I made an appointment at the Stanford University television studios, and upon arriving I found that the very friendly fellow there had already set up a TV and a camera on a tripod for me to play around with. It was a piece of cake to point the camera at the screen, zoom in and out, tilt the camera, change angles, regulate brightness and contrast, and so on. He told me I was free to use the system as long as I wanted, and so I spent several hours that afternoon navigating around in the ocean of “taboo” possibilities opened up by this video loop. Like any curious tourist, I snapped dozens of photos (just black-and-white stills) during my exotic trip, and later I selected twelve of my favorites to use in one of
GEB
’s dialogues.

Since that first adventure in video feedback, three decades have passed and technology has advanced a bit, so for my new book I decided to give it another shot. This time I was aided and abetted by Bill Frucht, who, because of (or in spite of) being my editor at Basic Books for a dozen years or so, has become a good friend, and who flew in from New York just for this purpose. Together in my kids’ old “playroom”, Bill and I spent many delightful hours sailing the same old seas but in a somewhat newer craft, and we wound up with several hundred color snapshots that archived our voyage superbly. Aside from the cover illustration, sixteen of my favorites, covering a wide range, can be found in the color insert.

Although both video voyages were vivid and variegated, I decided for this chapter to write up a “diary” of the earlier one, undertaken long ago at Stanford, since that’s when I first explored the phenomenon and learned about it step by step. So the story below involves a different television, a different TV camera, and in general an older technology than was used in making this book’s color insert. Nonetheless, as you will see, much of the old diary still pertains to the newer voyage, though there are a few small discrepancies that I’ll mention when I come to them.

Diary of a Video Trip

There happened to be a shiny metallic strip running down the right side of the TV set I was given, and the presence of this random object had the fortuitous effect of making the various layers of screens-within-screens easily distinguishable. The first thing I discovered, then, was that there was a critical angle that determined whether the regress of nested screens was finite or infinite.
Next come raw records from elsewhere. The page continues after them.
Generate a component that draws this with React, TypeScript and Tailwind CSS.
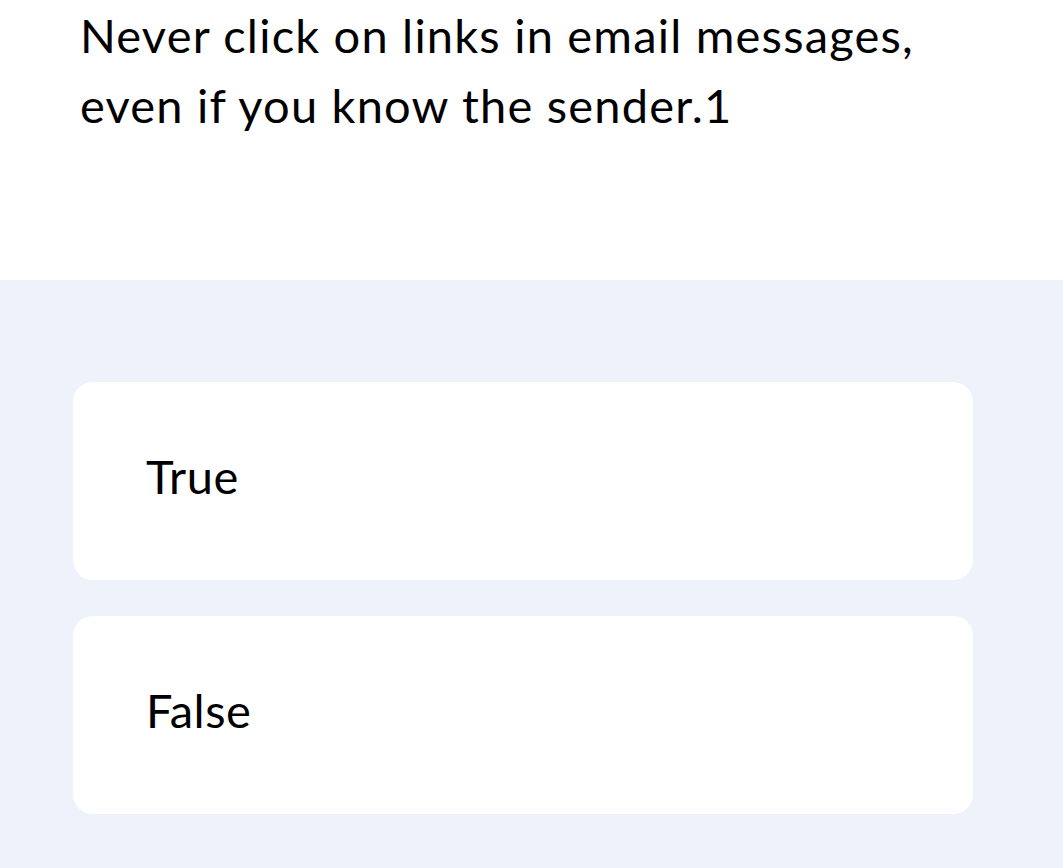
const options = ["True", "False"];

export default function App() {
  return (
    <div className="min-h-screen bg-white font-['Lato','Noto_Sans',sans-serif] text-black">
      <div className="h-[280px] px-[80px]">
        <h1 className="w-[880px] text-[47px] leading-[70px] font-normal tracking-[1.2px]">
          Never click on links in email messages, even if you know the sender.1
        </h1>
      </div>
      <div className="min-h-[588px] bg-[#eef2fa] pt-[102px] pl-[73px] pr-[90px] pb-10">
        <div className="flex flex-col gap-[36px]">
          {options.map((opt) => (
            <div
              key={opt}
              className="flex h-[198px] items-center rounded-[20px] bg-white px-[73px] pb-[10px]"
            >
              <span className="text-[47px] leading-none tracking-[0.5px]">{opt}</span>
            </div>
          ))}
        </div>
      </div>
    </div>
  );
}
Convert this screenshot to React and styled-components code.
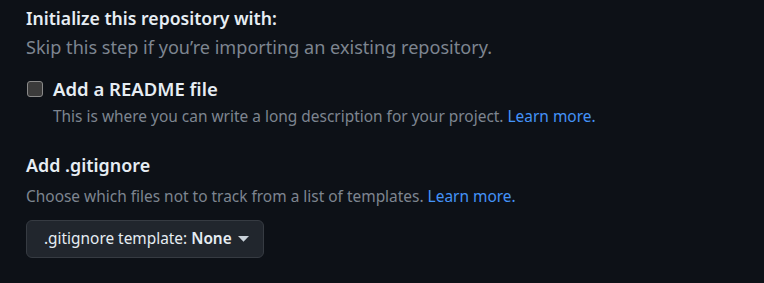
import React from "react";
import styled, { createGlobalStyle } from "styled-components";

const GlobalStyle = createGlobalStyle`
  html, body {
    margin: 0;
    padding: 0;
    background: #0d1117;
  }
  body {
    font-family: "Noto Sans", "Liberation Sans", sans-serif;
    color: #e6edf3;
  }
`;

const Wrapper = styled.div`
  width: 764px;
  height: 283px;
  box-sizing: border-box;
  padding: 5px 26px 0;
  background: #0d1117;
`;

const Title = styled.h2`
  margin: ${(p) => p.top || 0}px 0 0;
  font-size: ${(p) => p.size || 17.6}px;
  font-weight: 600;
  line-height: 26px;
  color: #e6edf3;
`;

const Lead = styled.p`
  margin: ${(p) => p.top || 0}px 0 0;
  font-size: ${(p) => (p.large ? 18.1 : 15.45)}px;
  line-height: ${(p) => (p.large ? 27 : 23)}px;
  color: #7d8590;
`;

const Link = styled.a`
  color: #4493f8;
  text-decoration: none;
`;

const CheckRow = styled.label`
  display: flex;
  align-items: flex-start;
  gap: 10px;
  margin-top: 14px;
  cursor: pointer;
`;

const Box = styled.span`
  flex: none;
  box-sizing: border-box;
  width: 16px;
  height: 16px;
  margin: 6px 0 0 1px;
  border: 1px solid #8a8a8a;
  border-radius: 3px;
  background: #3b3b3b;
`;

const CheckText = styled.div`
  display: flex;
  flex-direction: column;
`;

const CheckLabel = styled.span`
  font-size: 18.5px;
  font-weight: 600;
  line-height: 28px;
  color: #e6edf3;
`;

const Select = styled.button`
  display: inline-flex;
  align-items: center;
  gap: 6px;
  margin-top: 11.5px;
  box-sizing: border-box;
  height: 38px;
  padding: 0 14px 0 17px;
  border: 1px solid #363b42;
  border-radius: 6px;
  background: #21262d;
  color: #e6edf3;
  font-family: inherit;
  font-size: 15.4px;
  cursor: pointer;
`;

const Strong = styled.b`
  font-weight: 600;
`;

const CaretIcon = styled.svg`
  color: #c9d1d9;
`;

const Caret = () => (
  <CaretIcon width="11" height="6" viewBox="0 0 11 6" fill="currentColor">
    <path d="M0 0h11L5.5 5.8z" />
  </CaretIcon>
);

export default function App() {
  return (
    <>
      <GlobalStyle />
      <Wrapper>
        <Title>Initialize this repository with:</Title>
        <Lead large top={2.5}>
          Skip this step if you’re importing an existing repository.
        </Lead>

        <CheckRow>
          <Box />
          <CheckText>
            <CheckLabel>Add a README file</CheckLabel>
            <Lead top={2.7}>
              This is where you can write a long description for your project.{" "}
              <Link href="#">Learn more.</Link>
            </Lead>
          </CheckText>
        </CheckRow>

        <Title top={23.7} size={17.9}>
          Add .gitignore
        </Title>
        <Lead top={7.3}>
          Choose which files not to track from a list of templates.{" "}
          <Link href="#">Learn more.</Link>
        </Lead>
        <Select>
          <span>
            .gitignore template: <Strong>None</Strong>
          </span>
          <Caret />
        </Select>
      </Wrapper>
    </>
  );
}
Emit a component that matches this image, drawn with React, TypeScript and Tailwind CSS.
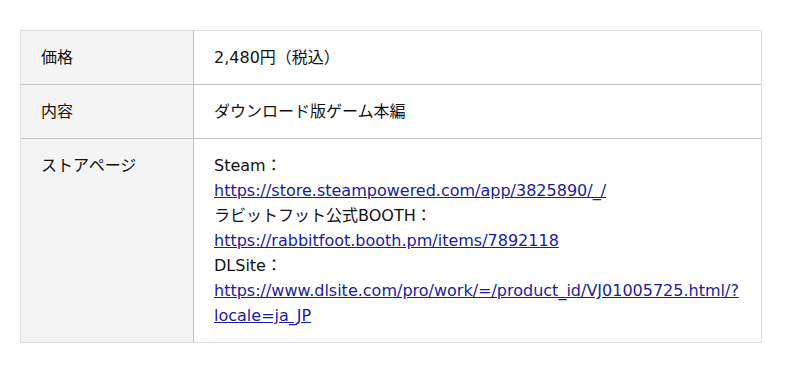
const font = { fontFamily: '"DejaVu Sans", "Noto Sans CJK JP", sans-serif' };

const linkCls = 'text-[#1b1b9e] underline';

export default function App() {
  return (
    <div className="bg-white w-[800px] h-[373px] pt-[30px] px-[20px]" style={font}>
      <table className="w-[742px] border-collapse text-[16px] leading-[25px] text-[#111]">
        <tbody>
          <tr className="border-b border-[#c4c4c4]">
            <th className="w-[173px] bg-[#f4f4f4] border-t border-l border-[#ddd] border-r border-r-[#c4c4c4] px-[20px] py-[14px] text-left font-normal align-top">
              価格
            </th>
            <td className="border-t border-r border-[#ddd] px-[20px] py-[14px] align-top">2,480円（税込）</td>
          </tr>
          <tr className="border-b border-[#c4c4c4]">
            <th className="bg-[#f4f4f4] border-l border-[#ddd] border-r border-r-[#c4c4c4] px-[20px] py-[14px] text-left font-normal align-top">
              内容
            </th>
            <td className="border-r border-[#ddd] px-[20px] py-[14px] align-top">ダウンロード版ゲーム本編</td>
          </tr>
          <tr>
            <th className="bg-[#f4f4f4] border-l border-b border-[#ddd] border-r border-r-[#c4c4c4] px-[20px] py-[14px] text-left font-normal align-top">
              ストアページ
            </th>
            <td className="border-r border-b border-[#ddd] px-[20px] py-[14px] align-top">
              Steam：<br />
              <a className={linkCls} href="#">https://store.steampowered.com/app/3825890/_/</a>
              <br />
              ラビットフット公式BOOTH：<br />
              <a className={linkCls} href="#">https://rabbitfoot.booth.pm/items/7892118</a>
              <br />
              DLSite：<br />
              <a className={linkCls} href="#">https://www.dlsite.com/pro/work/=/product_id/VJ01005725.html/?locale=ja_JP</a>
            </td>
          </tr>
        </tbody>
      </table>
    </div>
  );
}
If I pointed the camera at the metal strip instead of the center of the screen, this gave me what looked like a snapshot of the right wall of a long corridor, showing a few evenly spaced “doorways” (which actually were images of that metal strip), moving away from where I was “standing”. But I was not able to peer all the way down to the end of this “corridor”. I’ll therefore call what was visible on the screen in such a case a
truncated
corridor.

If I slowly panned the camera leftwards, thus towards the center of the screen and perforce further down the apparent corridor, more and more doorways would come into view along the right wall, smaller and smaller and farther and farther away — and all of a sudden, at a critical moment, there was a wonderful, dizzying sense of infinity as I would find myself peering
all the way
down the corridor toward a gaping emptiness, stretching arbitrarily far away toward a single point of convergence (the “vanishing point”, as it is called in the theory of perspective). I’ll call this an
endless
corridor. (Note that essentially this same kind of corridor is also visible in the photo of the self-reflecting mirrors in Chapter 4.)

Of course my impression of seeing an infinite number of doorways was illusory, since the graininess of the TV screen and the speed of light set a limit as to how many nestings could occur. Nevertheless, peering down what looked like a magically endless corridor was much more enticing and provocative than merely peering down a mundanely truncated corridor.
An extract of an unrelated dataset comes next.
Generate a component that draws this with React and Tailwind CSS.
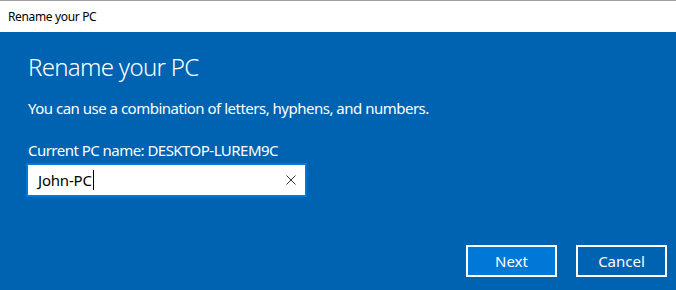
export default function App() {
  const font = { fontFamily: '"Noto Sans", "Open Sans", sans-serif' };
  return (
    <div className="w-[676px] h-[290px] flex flex-col bg-[#0063b1] overflow-hidden" style={font}>
      <div className="h-[32px] shrink-0 bg-white border-t border-[#a0a0a0] flex items-center pl-[8px] text-[12px] leading-[16px] tracking-[-0.35px] text-black">
        Rename your PC
      </div>
      <div className="flex-1 flex flex-col pl-[28px] text-white">
        <div className="mt-[19px] text-[24px] leading-[32px] font-light tracking-[-0.7px]">Rename your PC</div>
        <div className="mt-[15px] text-[15px] leading-[20px] tracking-[-0.5px]">
          You can use a combination of letters, hyphens, and numbers.
        </div>
        <div className="mt-[22px] text-[15px] leading-[20px] tracking-[-0.53px]">Current PC name: DESKTOP-LUREM9C</div>
        <div className="mt-[3px] ml-[-2px] w-[281px] h-[34px] border-2 border-[#0078d7] bg-white flex items-center pl-[10px] pr-[8px]">
          <span className="text-[15px] leading-[20px] text-black tracking-[-0.2px]">John-PC</span>
          <span className="w-px h-[20px] bg-black ml-px"></span>
          <span className="flex-1"></span>
          <svg width="10" height="10" viewBox="0 0 10 10" className="mr-[1px]">
            <path d="M0.5 0.5 L9.5 9.5 M9.5 0.5 L0.5 9.5" stroke="#333" strokeWidth="1" fill="none" />
          </svg>
        </div>
        <div className="mt-[48px] flex justify-end gap-[19px] pr-[9px]">
          <button className="w-[91px] h-[32px] border-2 border-white bg-[#0078d7] text-[15px] leading-[20px] text-white">
            Next
          </button>
          <button className="w-[91px] h-[32px] border-2 border-white bg-transparent text-[15px] leading-[20px] text-white">
            Cancel
          </button>
        </div>
      </div>
    </div>
  );
}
My next set of experiments involved tilting the camera. When I did this, each screen obediently tilted at exactly the same angle with respect to its containing screen, which instantly gave rise to a receding
helical
corridor — a corridor that twisted like a corkscrew. Though quite attractive to the eye, this was not terribly surprising to the mind.
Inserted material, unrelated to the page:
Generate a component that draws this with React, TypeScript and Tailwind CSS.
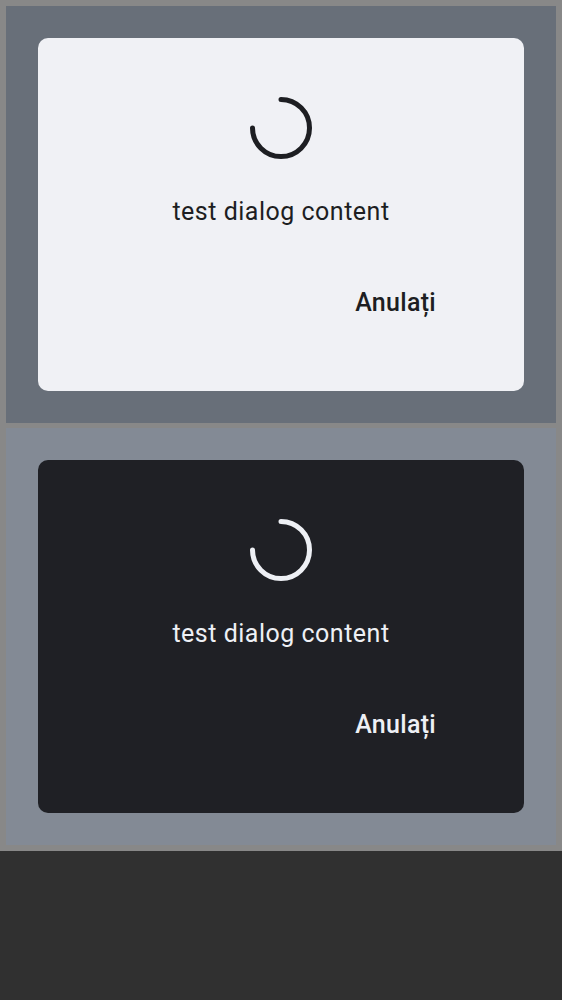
import { useState } from 'react';

type Theme = 'light' | 'dark';

function Spinner({ color }: { color: string }) {
  return (
    <svg width="64" height="64" viewBox="0 0 64 64" className="block">
      <path
        d="M32 3.5 A28.5 28.5 0 1 1 3.5 32"
        fill="none"
        stroke={color}
        strokeWidth="5"
        strokeLinecap="round"
      />
    </svg>
  );
}

function LoadingDialog({ theme }: { theme: Theme }) {
  const [open, setOpen] = useState(true);
  const dark = theme === 'dark';

  return (
    <div
      className={
        dark
          ? 'h-[353px] rounded-[10px] bg-[#1f2025] text-[#eef0f5] flex flex-col items-center'
          : 'h-[353px] rounded-[10px] bg-[#f0f1f5] text-[#1d1e22] flex flex-col items-center'
      }
    >
      <div className="mt-[58px]">
        <Spinner color={dark ? '#eef0f5' : '#1d1e22'} />
      </div>
      <p className="mt-[37px] text-[25px] leading-[30px] tracking-[0.5px]">
        test dialog content
      </p>
      <div className="w-full flex justify-end pr-[88px] mt-[61px]">
        <button
          onClick={() => setOpen(!open)}
          className="text-[25px] leading-[30px] font-medium tracking-[0.3px]"
        >
          Anulați
        </button>
      </div>
    </div>
  );
}

export default function App() {
  return (
    <div
      className="min-h-[1000px] bg-[#303030]"
      style={{ fontFamily: 'Roboto, "Noto Sans", sans-serif' }}
    >
      <div className="bg-[#888888] p-[6px] flex flex-col gap-[5px]">
        <div className="bg-[#686f79] px-[32px] py-[32px]">
          <LoadingDialog theme="light" />
        </div>
        <div className="bg-[#838a95] px-[32px] py-[32px]">
          <LoadingDialog theme="dark" />
        </div>
      </div>
    </div>
  );
}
An unanticipated surprise, however, was that at certain angles of camera twist, instead of peering down a helical corridor punctuated by doorways, I seemed to be looking at a flat spiral resembling a galaxy as seen through a telescope. The edges of this spiral were smooth, continuous curves of light rather than jagged sets of straight lines (coming from the edges of the TV screen), and such smoothness mystified me; I saw no reason why a sudden jump from jagged corners to graceful curves should take place. I also noticed that at the very core of each “galaxy”, there was nearly always a beautiful circular “black hole”. (On our more recent video voyage, Bill and I were unable to reproduce this “black hole” phenomenon, to our puzzlement and chagrin, so you won’t see any black holes in the photos in the insert.)

Enigmatic, Emergent Reverberation

At some point during the session, I accidentally stuck my hand momentarily in front of the camera’s lens. Of course the screen went all dark, but when I removed my hand, the previous pattern did not just pop right back onto the screen, as I expected. Instead, I saw a different pattern on the screen, but this pattern, unlike anything I’d seen before, was not stationary. Instead, it was throbbing, like a heart! Its “pulse rate” was about one cycle per second, and over the course of each short “heartbeat”, the shapes before my eyes metamorphosed greatly. Where, then, had this mysterious periodic pulsation come from, given that there was nothing in the room that was moving?

Whoops — I’m sorry! What I just wrote is a patent falsity — there
was
something in the room that was moving. Do you know what it was, dear reader? Well, the image
itself
was moving. Now that may strike you as a fatuous, trivial, or smart-alecky answer, but since the image was
of itself
(albeit at a slight delay), it is in fact quite to the point. A faithful image of something changing will itself necessarily keep changing! In this case, motion begat motion endlessly because I was dealing with a cyclic setup — a loop. And the original motion that had set things going — the prime mover — had been my hand’s motion, of which this video reverberation now constituted a stable, self-sustaining visible memory trace!